Jennifer, You speak of equality, ethics, morals and values.  R U CRAZY?????  Are you asking someone that is in business, working a model that is not fair to the actual parties to the transaction to understand that? There was a great book by (i think) Steven Covey entitled, You Win IF the Customer Wins EVERY TIME!  Agents like #5 and #7 above seem to lake the idea that business is not about the Realtor it's about the buyer and seller. 

Jan 17, 2012 02:24 AM #10
Rich Cederberg
eXp Realty - Albuquerque, NM
eXp Realty Agent Albuquerque

I imagine that in any business, getting out of our own way is probably a common problem.  This is a great post Jennifer.

Jan 18, 2012 09:11 AM #12
Jennifer Allan-Hagedorn
Sell with Soul - Pensacola Beach, FL
Author of Sell with Soul

Isn't that funny, Corinne!

Thank you, Rich. I agree... instead of thinking of all the reason "it won't work" start thinking of ways it can!

Jan 18, 2012 09:26 AM #13
Robert Rauf
HomeBridge Financial Services (NJ) - Toms River, NJ

That upfront charge could work providing you had that twist that makes it stand out as a better deal.

Heck it could even be a better way to avoid that over priced listing.... "at that price I would require $500 up front since we will be chasing the market"

You can spin anything as good or bad, it just depends on how full your glass is!

Jan 19, 2012 02:51 AM #14
Glenn S. Phillips
Lake Homes Realty - Birmingham, AL
CEO, Lake Homes Realty /

I think that the biggest resistance to charging differently comes from the same agents that whine about the commission structure too (or at least the work they do on deals that don't close). G

Jan 19, 2012 10:08 PM #16
Barbara-Jo Roberts Berberi, MA, PSA, TRC - Greater Clearwater Florida Residential Real Estate Professional
Charles Rutenberg Realty - Clearwater, FL
Palm Harbor, Dunedin, Clearwater, Safety Harbor

These are true words........if you believe in something, it is easy to sell it!

Feb 02, 2012 12:42 AM #17
Phil Leng
Retired - Kirkland, WA
Phil Leng - Retired

Hi Jennifer,

Thanks for the post!

There is a huge possibility for a buyer or seller to have a bad experience.

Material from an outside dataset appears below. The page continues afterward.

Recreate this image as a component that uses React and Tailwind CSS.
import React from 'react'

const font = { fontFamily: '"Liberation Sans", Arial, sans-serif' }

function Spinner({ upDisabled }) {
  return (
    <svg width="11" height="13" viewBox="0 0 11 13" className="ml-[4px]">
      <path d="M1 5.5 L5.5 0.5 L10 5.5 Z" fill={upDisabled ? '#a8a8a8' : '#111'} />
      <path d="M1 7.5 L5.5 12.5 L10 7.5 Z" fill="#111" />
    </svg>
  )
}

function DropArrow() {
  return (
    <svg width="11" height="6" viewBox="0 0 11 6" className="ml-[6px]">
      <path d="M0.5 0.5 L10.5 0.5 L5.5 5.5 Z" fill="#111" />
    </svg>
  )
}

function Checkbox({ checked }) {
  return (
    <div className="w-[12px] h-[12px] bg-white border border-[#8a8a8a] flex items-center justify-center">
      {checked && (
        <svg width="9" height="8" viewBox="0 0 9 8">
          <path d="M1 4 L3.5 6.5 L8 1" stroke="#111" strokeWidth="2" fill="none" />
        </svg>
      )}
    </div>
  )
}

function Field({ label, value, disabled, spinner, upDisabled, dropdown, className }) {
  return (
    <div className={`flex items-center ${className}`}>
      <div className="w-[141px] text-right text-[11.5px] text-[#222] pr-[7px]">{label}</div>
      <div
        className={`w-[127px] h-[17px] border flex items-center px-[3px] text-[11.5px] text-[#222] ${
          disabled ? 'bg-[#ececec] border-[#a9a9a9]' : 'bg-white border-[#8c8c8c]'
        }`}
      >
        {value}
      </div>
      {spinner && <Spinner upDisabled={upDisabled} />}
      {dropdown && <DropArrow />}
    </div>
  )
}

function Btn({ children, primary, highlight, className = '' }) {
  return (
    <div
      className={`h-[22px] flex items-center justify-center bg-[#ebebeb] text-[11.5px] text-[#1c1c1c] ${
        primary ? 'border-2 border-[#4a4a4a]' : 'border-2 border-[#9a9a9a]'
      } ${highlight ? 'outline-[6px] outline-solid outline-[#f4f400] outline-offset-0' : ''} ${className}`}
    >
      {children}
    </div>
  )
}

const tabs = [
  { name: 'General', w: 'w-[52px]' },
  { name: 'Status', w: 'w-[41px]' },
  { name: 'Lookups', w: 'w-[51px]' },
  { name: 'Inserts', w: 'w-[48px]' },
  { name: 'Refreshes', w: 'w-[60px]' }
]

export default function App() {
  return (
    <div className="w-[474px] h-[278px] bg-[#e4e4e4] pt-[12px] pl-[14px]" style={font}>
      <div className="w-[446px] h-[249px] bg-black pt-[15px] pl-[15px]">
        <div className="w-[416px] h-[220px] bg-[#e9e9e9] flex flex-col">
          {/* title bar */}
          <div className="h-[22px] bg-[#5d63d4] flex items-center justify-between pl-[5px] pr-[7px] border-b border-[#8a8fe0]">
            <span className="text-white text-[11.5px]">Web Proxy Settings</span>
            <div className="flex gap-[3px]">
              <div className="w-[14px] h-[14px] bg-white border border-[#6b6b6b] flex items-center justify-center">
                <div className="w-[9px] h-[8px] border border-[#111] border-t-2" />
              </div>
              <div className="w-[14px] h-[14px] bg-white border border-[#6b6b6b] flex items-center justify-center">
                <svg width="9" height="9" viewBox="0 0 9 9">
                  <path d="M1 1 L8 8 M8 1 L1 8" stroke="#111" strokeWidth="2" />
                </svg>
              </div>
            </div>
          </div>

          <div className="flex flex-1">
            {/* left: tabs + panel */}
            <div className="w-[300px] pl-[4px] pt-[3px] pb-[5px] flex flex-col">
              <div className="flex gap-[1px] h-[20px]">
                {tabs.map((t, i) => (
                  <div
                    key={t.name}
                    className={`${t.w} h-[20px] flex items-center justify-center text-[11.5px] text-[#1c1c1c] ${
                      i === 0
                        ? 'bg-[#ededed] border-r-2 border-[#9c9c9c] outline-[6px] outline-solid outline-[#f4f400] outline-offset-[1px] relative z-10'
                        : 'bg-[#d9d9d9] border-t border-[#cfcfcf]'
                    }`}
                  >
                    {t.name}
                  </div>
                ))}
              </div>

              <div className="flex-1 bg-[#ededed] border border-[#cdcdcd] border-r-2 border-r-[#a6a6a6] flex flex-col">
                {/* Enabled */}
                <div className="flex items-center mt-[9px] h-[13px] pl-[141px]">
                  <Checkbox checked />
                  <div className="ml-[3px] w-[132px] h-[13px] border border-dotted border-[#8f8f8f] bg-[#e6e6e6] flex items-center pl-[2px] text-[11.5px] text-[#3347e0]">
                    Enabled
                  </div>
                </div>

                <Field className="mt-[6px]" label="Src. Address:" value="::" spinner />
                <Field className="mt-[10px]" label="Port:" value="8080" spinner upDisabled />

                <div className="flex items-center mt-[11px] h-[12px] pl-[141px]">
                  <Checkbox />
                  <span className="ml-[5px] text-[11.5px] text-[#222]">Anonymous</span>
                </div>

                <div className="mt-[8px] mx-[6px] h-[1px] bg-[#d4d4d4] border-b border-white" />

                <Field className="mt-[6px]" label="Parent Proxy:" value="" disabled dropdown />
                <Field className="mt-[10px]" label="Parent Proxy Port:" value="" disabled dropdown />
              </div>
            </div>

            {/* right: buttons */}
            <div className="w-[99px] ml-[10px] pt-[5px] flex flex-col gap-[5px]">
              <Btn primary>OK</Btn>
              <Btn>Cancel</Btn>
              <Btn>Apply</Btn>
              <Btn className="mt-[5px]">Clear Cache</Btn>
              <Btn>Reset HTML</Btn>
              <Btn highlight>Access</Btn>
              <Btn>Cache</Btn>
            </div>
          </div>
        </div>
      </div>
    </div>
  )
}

Better to have a known product (you) and a predictably good experience (working with you)

So let them pay a bit more for a Mercedes than for a Nissan!


Feb 03, 2012 04:56 PM #18
Emily Medvec
eXp Realty LLC - Santa Fe, NM
Realtor | Serving Santa Fe & Northern NM

Jennifer, this is a very provocative post on an ongoing watercooler discussion every Monday morning after agents have been ditched by a buyer on the weekend. What we do is qualify our clients with an interview. If the chemistry is right and they are 90 days out, we are available. Getting paid an upfront fee could potentially add more unqualified consumers and take more time. However, imagine what would happen if the large franchise brokerage models chose to implement the concept and making agents employees?

Feb 04, 2012 12:51 PM #19
Karen Salmon
Royal LePage Benchmark - Okotoks, AB
Okotoks Real Estate Agent

Love what Robert said about paying up front if chasing the market! As one's business grows I wonder if a retainer  could be used to weed out those that aren't serious about buying or selling. Interesting concept.


Feb 12, 2012 01:55 AM #20
Michelle Francis
Tim Francis Realty LLC - Atlanta, GA
Realtor, Buckhead Atlanta Homes for Sale & Lease


We do value our work and our time.  Folks realize that we are in this for their best interest.  We don't charge up front for sales, but do for leases. It's not an issue, they want us to help them.  I hear that time and time again.  I believe I could charge an up front fee, will have to figure out how to get that implemented.

All the best, Michelle


Mar 04, 2012 06:09 AM #21
Keller Williams Realty - Rochester, NY
Save The Most Money When Buying, Selling & Owning!

Jennifer, please tell us where to obtain your $500 script for those sellers, and hopefully, it can be adapted for buyers as well!